A recurring question is whether a modest, earmarked national sales tax on alcoholic beverages (dedicated to reimbursing federal and state programs like Medicare/Medicaid and directly paying hospitals for uncompensated alcohol-related care) could materially defray the burden described in this article. Certainly a tax would not change outcomes but it would certainly help to defray the financial cost to society and to the health care system.
Two pieces of public data help bound the calculation: First, hospitals incurred approximately $7.6 billion of alcohol-related hospital costs within the broader $13.2 billion substance use disorder total in 2017 (Peterson et al., JAMA Network Open, 2021). Second, AHRQ’s HCUP payer analysis shows alcohol-related inpatient stays were 48.1 percent public (Medicare/Medicaid), 26.9 percent private, and 25.1 percent uninsured (HCUP Statistical Brief #191, 2012).
On the revenue side, consumer spending on beverage alcohol across off-premise and on-premise channels was reported at approximately $408.8 billion in 2024 based on Bureau of Economic Analysis personal consumption expenditure data compiled by industry analysts (bw166, 2025).
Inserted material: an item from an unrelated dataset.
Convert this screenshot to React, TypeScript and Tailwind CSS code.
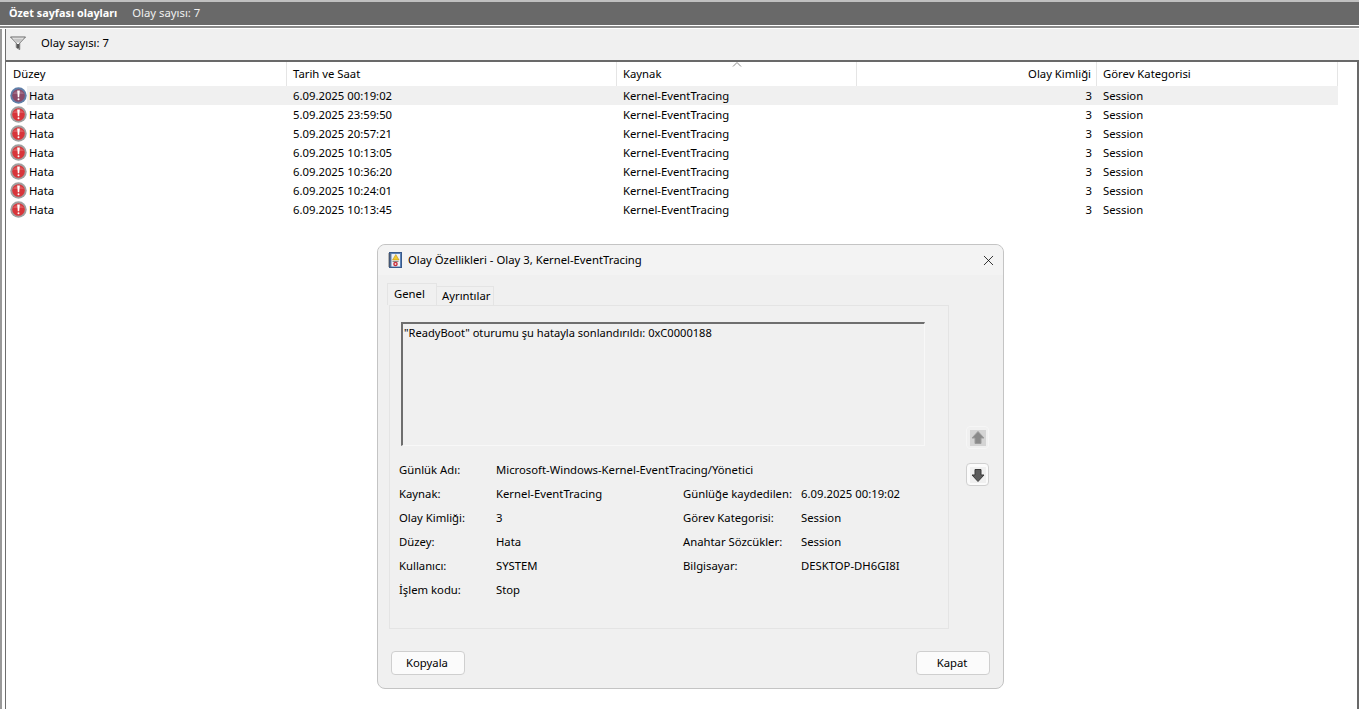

Separately, the U.S. Bureau of Economic Analysis reports federal excise tax receipts from alcoholic beverages were $8.798 billion in 2024 (FRED/BEA series B2001C1A027NBEA). Those receipts currently accrue to the general fund and are not dedicated to hospital or Medicare/Medicaid reimbursement.
Using these figures, three policy targets illustrate how an earmarked national sales tax could function. Each target includes a 20 percent administrative allowance to run the program and verify payments:
Table: Illustrative national alcohol sales tax scenarios
| Policy Target | Annual Cost Covered | Required Revenue (Cost + 20 percent) | Implied National Sales Tax Rate on ~$408.8B Base |
|---|---|---|---|
| A) Hospitals’ uninsured alcohol-related care | $1.9 billion | $2.3 billion | 0.56 percent |
| B) Public payer (Medicare/Medicaid) + uninsured alcohol care | $5.6 billion | $6.7 billion | 1.63 percent |
| C) All alcohol-related hospital costs (all payers) | $7.6 billion | $9.1 billion | 2.23 percent |
Interpretation: Under Scenario A (which reimburses hospitals only for the uninsured share of alcohol-related hospitalizations) an earmarked federal sales tax of roughly 0.56 percent on alcoholic beverages would be sufficient. Scenario B (relieving Medicare/Medicaid and hospitals of their combined alcohol-related burden) would require about 1.63 percent. Scenario C (covering the entire alcohol-attributable hospital cost regardless of payer) would require about 2.23 percent. These estimates assume a $408.8 billion consumer spending base and include a 20 percent administrative margin. Actual rates would vary with changes in consumption, enforcement leakage, and program design.
Conclusion: Redefining compassion
True compassion is not infinite intervention; it is aligning care with realistic outcomes and human dignity. When treatment no longer offers meaningful recovery, continued escalation serves neither the patient nor the public good. Redirecting resources toward comfort and prevention is not abandonment; it is responsible stewardship of both compassion and cost.
Brian Hudes is a gastroenterologist.